Ella asiente, saca el billete y me lo da.
—Muchas gracias —le digo con sinceridad. Por lo menos alguien con responsabilidad.
A diferencia de la anterior, toda maquillada y vestida como modelo, que ni siquiera quiso pagar lo justo.
Más tarde, me estaciono en uno de los parqueos frente a un hotel inmenso. Tal vez alguien salga y necesite transporte. Suelto un bufido, exasperado. El día está terminando. Ya cansado, regreso a la base, entrego la cuota.
—Muy bien, al menos cumpliste. ¿Cómo te fue?
—Logré hacer la cuota, no se preocupe.
Me da $10.
—¿Y qué hago con esto? —le pregunto, molesto.
—Debes aprender a salir de madrugada. Créeme, te irá mejor.
—¿Usted cree?
—Seguro. Ve a descansar. Mañana ven temprano por el coche.
Sin más, subo al metro. Miro la hora. Estoy desesperado. ¿Qué voy a hacer con $10? Me odio por haber hecho esa estupidez, por perder la licencia. No sirvo para nada. Sin embargo no me arrepiento para nada, en lo absoluto.
Llego al supermercado, compro algo sencillo de comida y subo al apartamento, las gradas de dos en dos. De pronto escucho la voz de mi vecina.
—¡Oye, rubio!
—¿Dígame?
—Ven. Se me rajó una tubería en el baño. Te pagaré $20 si me ayudas.
—Claro, espere, solo dejo estas cosas.
Voy con papá, dejo la compra.
—Mira, te traje esto para la cena.
—Hijo, no es necesario la carne, tenemos lo importante.
—No te preocupes. Vuelvo en un rato, haré un trabajito.
Toco la puerta de la vecina.
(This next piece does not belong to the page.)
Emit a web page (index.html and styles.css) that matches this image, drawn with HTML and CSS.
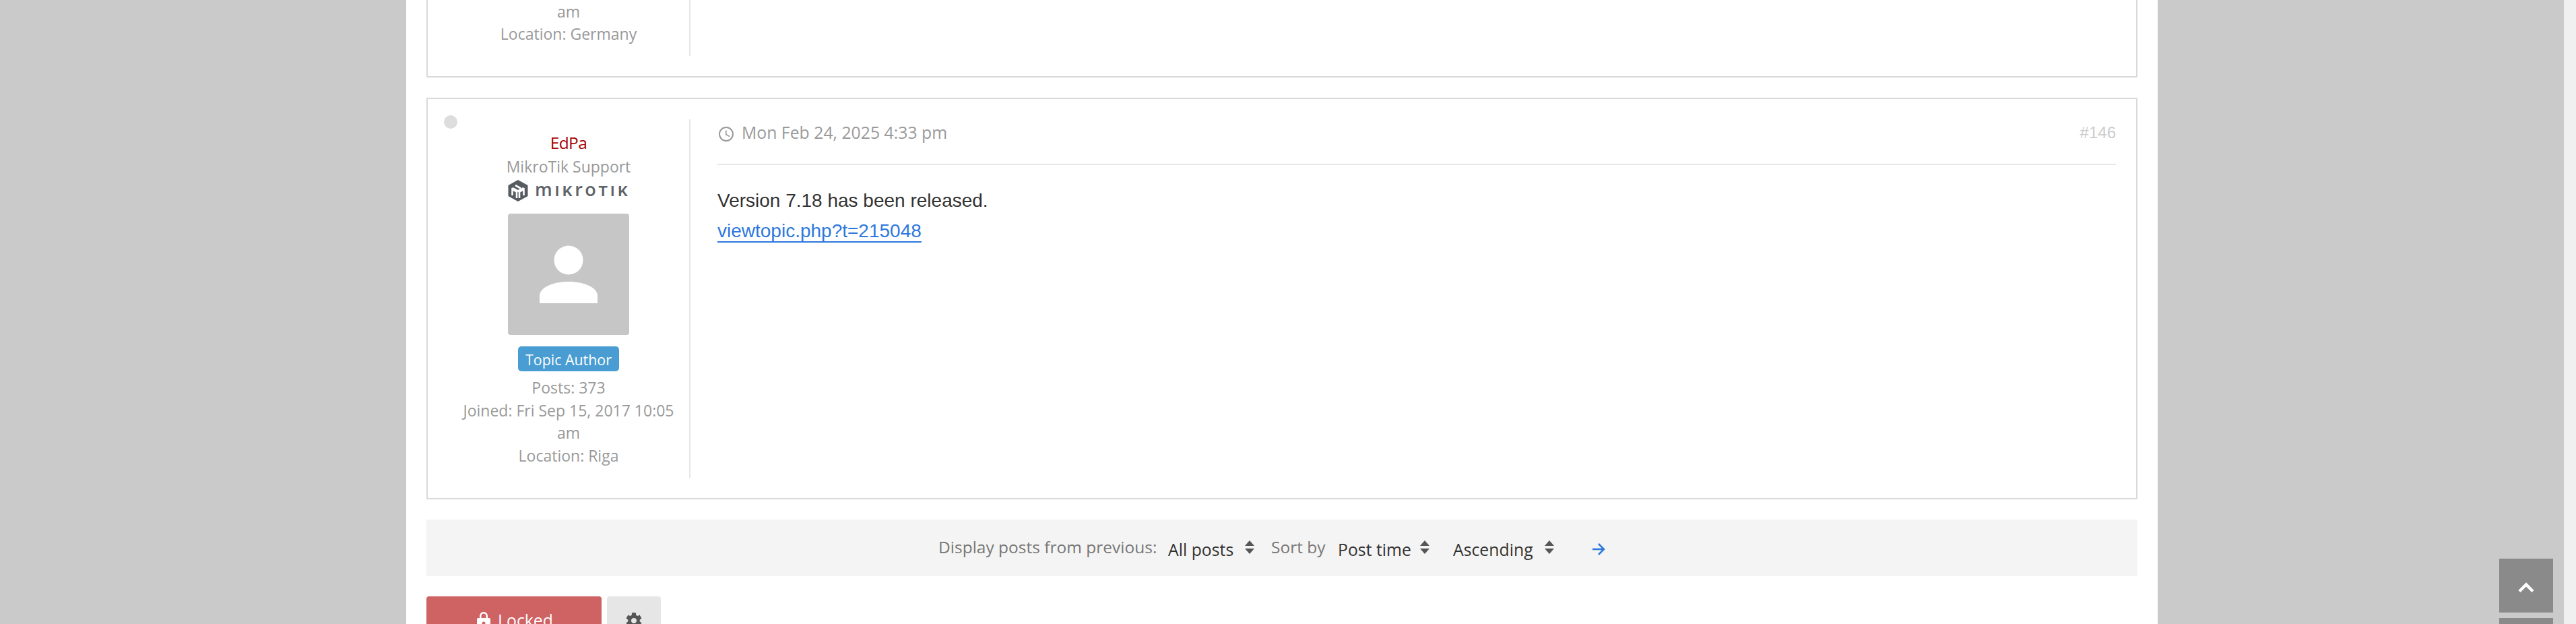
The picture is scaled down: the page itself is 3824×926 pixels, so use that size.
FILE: index.html
```html
<!DOCTYPE html>
<html lang="en">
<head>
    <meta charset="utf-8">
    <title>MikroTik community forum</title>
    <link rel="stylesheet" href="styles.css">
</head>
<body>
<div class="page">
    <div class="wrap">

        <div class="post post-prev">
            <div class="profile">
                <div>am</div>
                <div>Location: Germany</div>
            </div>
        </div>

        <div class="post">
            <span class="status"></span>
            <div class="profile">
                <a class="username">EdPa</a>
                <div class="rank">MikroTik Support</div>
                <div class="logo">
                    <svg width="30" height="32" viewBox="0 0 30 32">
                        <path fill="#555b60" d="M15 0L29.500 8V24L15 32L0.500 24V8Z"/>
                        <path fill="none" stroke="#fff" stroke-width="2.600" d="M6.500 23V14L13 17.500V27M17 27V17.500L23.500 14V23M6.500 12L15 16.500L23.500 12M11 8L19 12.500"/>
                    </svg>
                    <span class="logo-text"><span>m</span><span>ı</span><span>ĸ</span><span>r</span><span>o</span><span>т</span><span>ı</span><span>ĸ</span></span>
                </div>
                <div class="avatar">
                    <svg width="180" height="180" viewBox="0 0 180 180" fill="#fff">
                        <circle cx="90" cy="69" r="21.500"/>
                        <path d="M47 133V122C47 110 66 101 90 101S133 110 133 122V133Z"/>
                    </svg>
                </div>
                <div class="badge">Topic Author</div>
                <div>Posts: 373</div>
                <div>Joined: Fri Sep 15, 2017 10:05 am</div>
                <div>Location: Riga</div>
            </div>
            <div class="postbody">
                <div class="post-head">
                    <svg class="clock" width="24" height="24" viewBox="0 0 24 24" fill="none" stroke="#999" stroke-width="2">
                        <circle cx="12" cy="12" r="10"/>
                        <path stroke-width="1.600" d="M11.800 6.500V12.500L17 15.500"/>
                    </svg>
                    <span>Mon Feb 24, 2025 4:33 pm</span>
                    <a class="number">#146</a>
                </div>
                <div class="content">
                    Version 7.18 has been released.<br>
                    <a>viewtopic.php?t=215048</a>
                </div>
            </div>
        </div>

        <form class="sortbar">
            <label class="l-display">Display posts from previous:</label>
            <span class="select s-all">All posts</span>
            <svg class="caret" width="14" height="20" viewBox="0 0 14 20"><path d="M0 8L7 0L14 8ZM0 12L7 20L14 12Z"/></svg>
            <label class="l-sort">Sort by</label>
            <span class="select s-time">Post time</span>
            <svg class="caret" width="14" height="20" viewBox="0 0 14 20"><path d="M0 8L7 0L14 8ZM0 12L7 20L14 12Z"/></svg>
            <span class="select s-dir">Ascending</span>
            <svg class="caret" width="14" height="20" viewBox="0 0 14 20"><path d="M0 8L7 0L14 8ZM0 12L7 20L14 12Z"/></svg>
            <svg class="go" width="20" height="20" viewBox="0 0 20 20"><path d="M1 10H18M10 2L18 10L10 18"/></svg>
        </form>

        <div class="actions">
            <a class="button locked">
                <svg width="20" height="27" viewBox="0 0 20 27"><path fill="#fff" fill-rule="evenodd" d="M2 9H4V6A6 6 0 0 1 16 6V9H18A2 2 0 0 1 20 11V24A2 2 0 0 1 18 26H2A2 2 0 0 1 0 24V11A2 2 0 0 1 2 9ZM6.500 9H13.500V6A3.500 3.500 0 0 0 6.500 6ZM10 14.500A2.500 2.500 0 1 0 10 19.500A2.500 2.500 0 1 0 10 14.500Z"/></svg>
                <span>Locked</span>
            </a>
            <a class="button tools">
                <svg width="28" height="28" viewBox="0 0 24 24"><path fill="#555" d="M19.430 12.980c.04-.32.070-.640.070-.980s-.030-.660-.070-.980l2.110-1.650c.190-.150.240-.420.120-.640l-2-3.460c-.120-.220-.390-.300-.610-.220l-2.490 1c-.520-.400-1.080-.730-1.690-.980l-.380-2.650C14.460 2.180 14.250 2 14 2h-4c-.250 0-.460.180-.490.420l-.380 2.650c-.610.250-1.170.590-1.690.980l-2.490-1c-.230-.090-.490 0-.610.220l-2 3.460c-.130.220-.070.490.120.640l2.110 1.650c-.040.320-.070.650-.070.980s.030.660.070.980l-2.110 1.650c-.190.150-.240.420-.120.640l2 3.460c.120.220.390.300.610.220l2.490-1c.520.400 1.080.730 1.690.980l.380 2.650c.030.240.240.420.490.420h4c.250 0 .460-.180.490-.420l.380-2.650c.610-.250 1.170-.590 1.690-.980l2.490 1c.230.090.490 0 .610-.220l2-3.460c.120-.220.070-.490-.120-.640l-2.110-1.650zM12 15.500c-1.930 0-3.500-1.570-3.500-3.500s1.570-3.500 3.500-3.500 3.500 1.570 3.500 3.500-1.570 3.500-3.500 3.500z"/></svg>
            </a>
        </div>
    </div>

    <div class="jump">
        <a><svg width="24" height="16" viewBox="0 0 24 16"><path d="M2 13.500L12 3.500L22 13.500"/></svg></a>
        <a></a>
    </div>
</div>
</body>
</html>
```

FILE: styles.css
```css
html, body {
    margin: 0;
    padding: 0;
    height: 926px;
    overflow: hidden;
}
body {
    background: #f0f0f0;
    font-family: "Open Sans", sans-serif;
    font-size: 24.8px;
    color: #999;
}
.page {
    width: 3806px;
    height: 926px;
    background: #cacaca;
    overflow: hidden;
}
.wrap {
    box-sizing: border-box;
    width: 2600px;
    height: 926px;
    margin: 0 auto;
    padding: 0 30px;
    background: #fff;
    overflow: hidden;
}

.post {
    position: relative;
    box-sizing: border-box;
    display: flex;
    height: 596px;
    margin-bottom: 30px;
    padding: 30px;
    border: 2px solid #d9d9d9;
}
.post-prev {
    height: 115px;
    padding-top: 0;
    border-top: 0;
}
.status {
    position: absolute;
    left: 24px;
    top: 24px;
    width: 20px;
    height: 20px;
    border-radius: 50%;
    background: #ddd;
}
.profile {
    box-sizing: border-box;
    width: 360px;
    padding: 16px 15px 0;
    border-right: 2px solid #e6e6e6;
    font-size: 23px;
    line-height: 33.6px;
    text-align: center;
}
.post-prev .profile {
    padding-top: .5px;
}
.username {
    display: block;
    color: #a00;
    font-size: 24.5px;
    line-height: 37px;
    letter-spacing: -.6px;
}
.rank {
    line-height: 34px;
}
.logo {
    display: flex;
    align-items: center;
    width: 180px;
    height: 32px;
    margin: 3px auto 18px;
}
.logo-text {
    display: flex;
    justify-content: space-between;
    width: 138px;
    margin: -4px 0 0 10px;
    color: #5d6368;
    font-family: "Open Sans", sans-serif;
    font-size: 27px;
    font-weight: 600;
    line-height: 32px;
}
.avatar {
    width: 180px;
    height: 180px;
    margin: 0 auto 17px;
    border-radius: 4px;
    background: #c6c6c6;
}
.avatar svg {
    display: block;
}
.badge {
    width: 150px;
    height: 37px;
    margin: 0 auto 8px;
    border-radius: 5px;
    background: #4a9dd3;
    color: #fff;
    font-size: 21.4px;
    line-height: 40px;
}

.postbody {
    flex: 1;
    margin-left: 40px;
}
.post-head {
    box-sizing: border-box;
    display: flex;
    align-items: center;
    height: 68px;
    padding-bottom: 28px;
    border-bottom: 2px solid #e6e6e6;
}
.clock {
    margin: 6px 11px 0 1px;
}
.number {
    margin: 1px 0 0 auto;
    color: #ccc;
    font-family: "Liberation Sans", Arial, sans-serif;
    font-size: 24px;
}
.content {
    padding-top: 30px;
    color: #333;
    font-family: "Liberation Sans", Arial, sans-serif;
    font-size: 28px;
    line-height: 45px;
}
.content a {
    color: #2d78dd;
    border-bottom: 2px solid #2d78dd;
}

.sortbar {
    display: flex;
    align-items: center;
    height: 84px;
    padding-left: 760px;
    background: #f4f4f4;
    color: #777;
    white-space: nowrap;
}
.sortbar label {
    margin-top: -4px;
    font-size: 24.5px;
}
.l-display { width: 341px; }
.l-sort { width: 99px; }
.select {
    padding-top: 4px;
    color: #333;
}
.s-all { width: 114px; }
.s-time { width: 122px; }
.s-dir { width: 136px; }
.caret {
    margin: -2px 25px 0 0;
    fill: #555;
}
.s-time + .caret {
    margin-right: 35px;
}
.go {
    margin: 4px 0 0 31px;
    fill: none;
    stroke: #2d78dd;
    stroke-width: 2.5;
}

.actions {
    display: flex;
    gap: 8px;
    margin-top: 30px;
}
.button {
    box-sizing: border-box;
    display: flex;
    align-items: center;
    justify-content: center;
    height: 72px;
    border-radius: 4px;
}
.locked {
    width: 260px;
    padding-left: 3px;
    background: #cf6262;
    color: #fff;
}
.locked span {
    margin: -3px 0 0 11px;
}
.tools {
    width: 80px;
    background: #e6e6e6;
}

/* jump buttons float over the page edge */
.jump {
    position: absolute;
    left: 3710px;
    top: 829px;
    height: 97px;
    overflow: hidden;
}
.jump a {
    display: flex;
    align-items: center;
    justify-content: center;
    width: 80px;
    height: 80px;
    margin-bottom: 8px;
    background: #8a8a8a;
}
.jump svg {
    margin-top: 6px;
    fill: none;
    stroke: #fff;
    stroke-width: 4.5;
}
```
Al entrar ella me lleva directo al baño. Me pasa herramientas. Me pongo manos a la obra, pero la veo de reojo: de pie, con solo un bra y un short minúsculo. Su mirada es provocadora. Me enfoco. Termino el trabajo. Me paga $20, pero al pasarme el billete, aprieta mi mano.
—Si quieres, puedo darte algo más... y la pasamos bien.
—Lo siento, tengo novia.
—¿Y eso qué importa? No está aquí...
—No, gracias. Hasta luego.
Salgo de inmediato, subo al apartamento. Mientras preparo chocolate caliente con galletas de avena, recibo una llamada. Katia.